There was the troubled opening night of A Streetcar Named Desire in 1956, belatedly starring Tallulah Bankhead, the actress who Tennessee Williams originally wanted for the Broadway premiere. Bankhead famously camped up the part for the many gay men in the audience, but scaled it back after Williams criticized her. A Broadway-bound revival of Finian’s Rainbow in 1999 died a-borning and the pre-New York tryout of the musical version of Urban Cowboy in 2002 was a major debacle.
“It’s not just the building that’s historic; it’s what has happened there. It’s really the spiritual activity there,” Spring said.
Financial woes mounted with cuts in state funding and diminishing audiences. The three-story edifice at 3500 Main Highway was suffering structural problems. According to one report disputed by Mittelman, sea sand mixed in the concrete exterior had created a chemical reaction to erode the steel beams. But other employees have reported holes in the ceiling and marble falling off the walls.
In its 50th season in the spring of 2006, the company cancelled Sonia Flew with Lucie Arnaz and closed the theater for a few days. Subsequent donations by Arnaz and Bacardi Ltd. allowed the drama to open and run an abbreviated two weeks. But as soon as it was over, the doors closed. Mittelman was locked out, then the staff. Despite the board’s murmuring about plans to reopen, it never did.

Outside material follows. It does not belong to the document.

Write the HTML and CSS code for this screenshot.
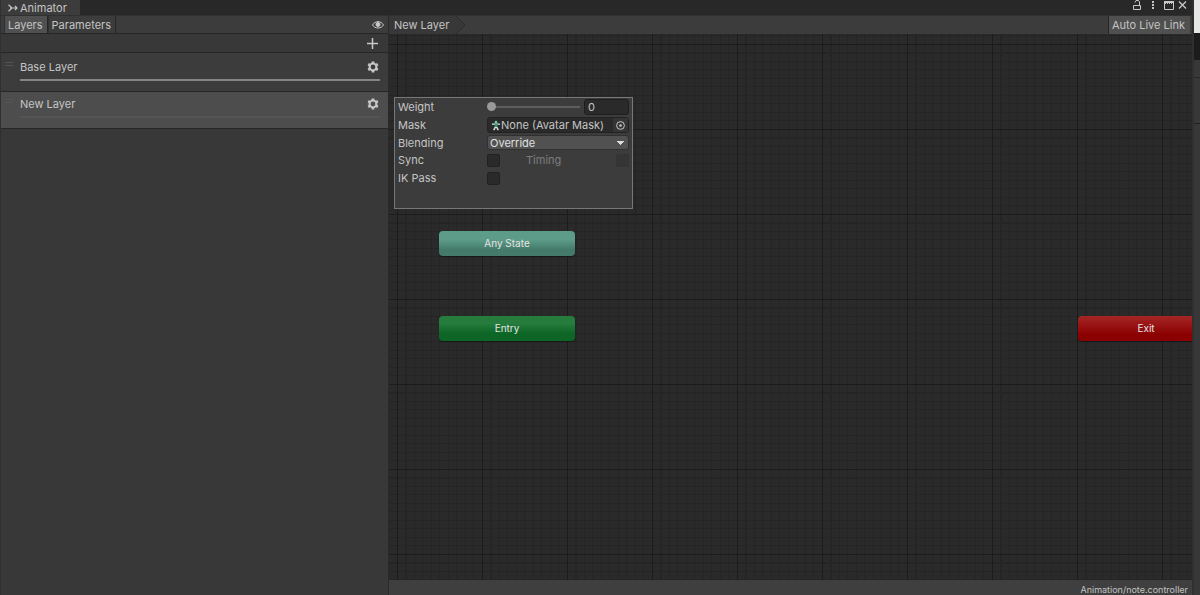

The state of Florida had taken ownership in 1980 by purchasing a $1.5 million mortgage and contracted with the Playhouse board to run it until transferring the title to the board in 2004 with the requirement that it be operated as a theater. Last October, the state retrieved the title because the property was dormant.
The property is expected to be offered for purchase in February to state agencies and universities. If those entities don’t jump on it, the county government has been anxious to take it over and build a new theater on the parking lot. The exact plans for the existing building – designated a historic site by the City of Miami — are nebulous.
But for the meantime, some of its precious contents are safe and that’s what is important to Skokan.
“Two hundred years from now, I want these to be available,” she said.